Netflix also had no plans to license its programming to third parties and wanted to control the rights all over the world, so it was in effect buying out any potential rewards in the future (what’s known in Hollywood as back-end).


Netflix built on that model when it started making more shows in-house. It offered top TV producers lucrative long-term contracts so they wouldn’t work with the competition. Overall deals weren’t new, but Netflix offered unprecedented terms and sought complete ownership of a show.

Everyone loved the Netflix way at first. Writers got paid even when a show they created was unpopular. Producers and big stars received so much money up front that they felt like they were making more money than ever before. Netflix transformed into the most powerful TV network in the world, and every other major company had to follow along or risk losing their best writers.
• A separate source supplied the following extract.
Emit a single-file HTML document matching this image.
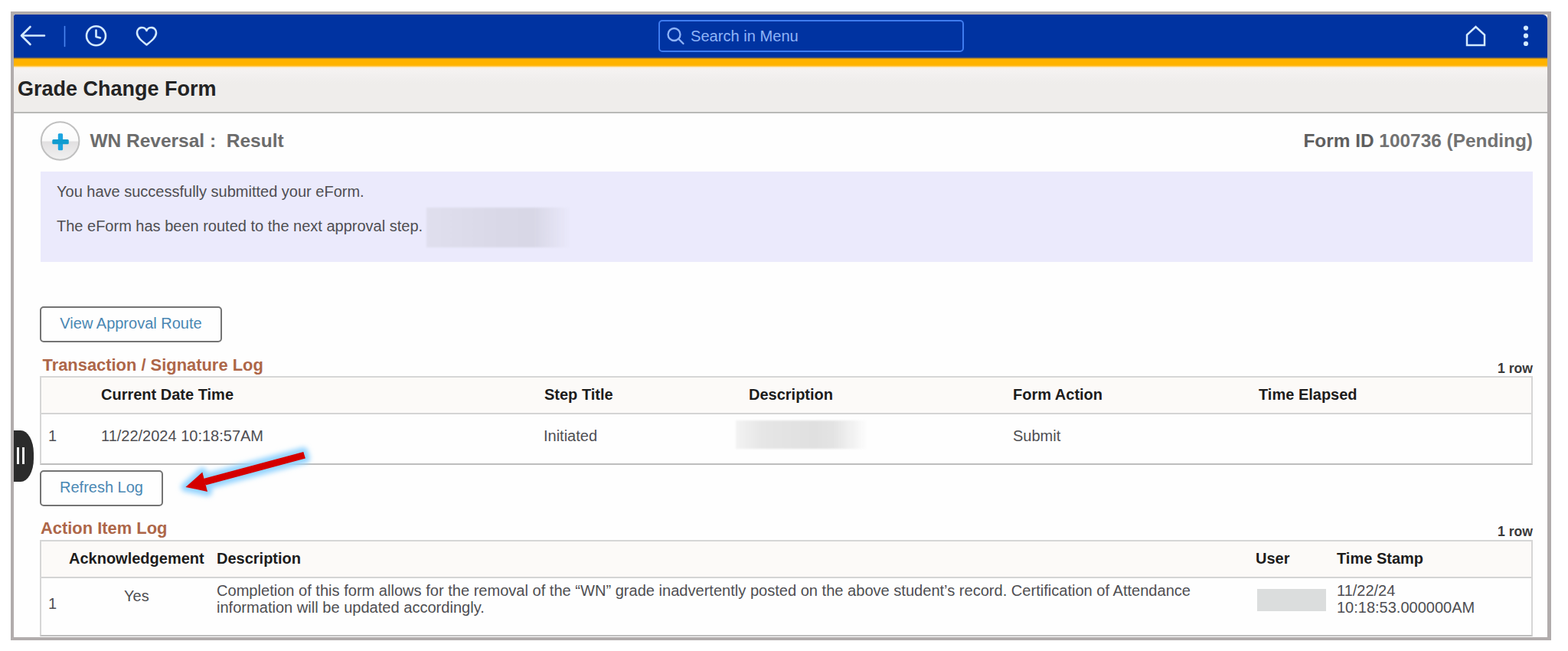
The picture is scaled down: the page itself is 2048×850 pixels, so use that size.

Yet in recent years, many people in Hollywood have begun to think these deals aren’t always in their best interest. The average worker felt like they were doing more work for less money, which is a big reason for the two strikes of last year. Writers and actors secured more viewership data and higher pay, but they didn’t alter the fundamentals.

TV producers, writers and stars aren’t thrilled either. They used to earn generational wealth. They were paid every time an episode was rerun and every time a show was licensed to another TV network in the US or abroad. There are writers who still earn tens of millions of dollars a year for shows that no longer air new episodes.

Yet today at Netflix you can create the most popular show of the year and get paid like it was just a modest hit. Now, the stars and producers of hit shows like Stranger Things and Wednesday can still make pots of money. when they renegotiate their deals for new seasons.

As media companies seek to rein in costs and boost profit, they too have begun to question the system, which they worry leads to excess. When waste doesn’t hurt a producer’s take-home pay, there is little incentive to bring in a show under budget.

Industry experts worried about the soaring cost of producing TV seven years ago, and it’s only gotten worse since then. Under the Apple model, your bonus shrinks if the show goes over budget.

The situation is a little different at every company, and it’s quite different in movies. Netflix isn’t rushing to change its payment model in TV; it’s more focused on film.


Netflix isn’t the most powerful movie studio, and the company needs to offer some upside to compete for projects. Most film studios still release their projects in theaters, which means a producer, actor or director can still make a lot more money. Christopher Nolan will eventually earn more than $100 million from Oppenheimer, and will never work at Netflix.

If you are directing a $5 million horror movie, you can release it through Warner Bros. or Universal and make a killing if it grosses $100 million. If you release it on Netflix, you might get $1 million on top of the production cost. Which deal are you taking?

As soon as Dan Lin started his new job as the head of film at Netflix, he started telling everyone about his plan to change the way the streaming service pays talent. Agents and producers have heard this before. Lin’s predecessor, Scott Stuber, also tried to overhaul compensation, to no avail. But Lin has the support of his bosses, co-CEO Ted Sarandos and Bela Bajaria, chief content officer. Bajaria’s team had been looking into this before Lin arrived.

Netflix is expected to test the model with a few projects. It won’t apply to every movie.

The biggest question in all of this is whether companies will disclose more viewership data to help talent and their representatives understand the decisions. While Netflix will likely equate performance with viewership, which it discloses, it’s not clear that any other service is ready to do that. Apple says partners will be able to have its rankings audited, but it’s not going to share raw data with anyone.

“If we’re going to have a new system, they have to give us real numbers,” Zimmer said.

And yet, streaming services are unmistakably inching toward a world of greater transparency. The more data they share, the easier it will be to tie pay to performance. Just give it a few more years.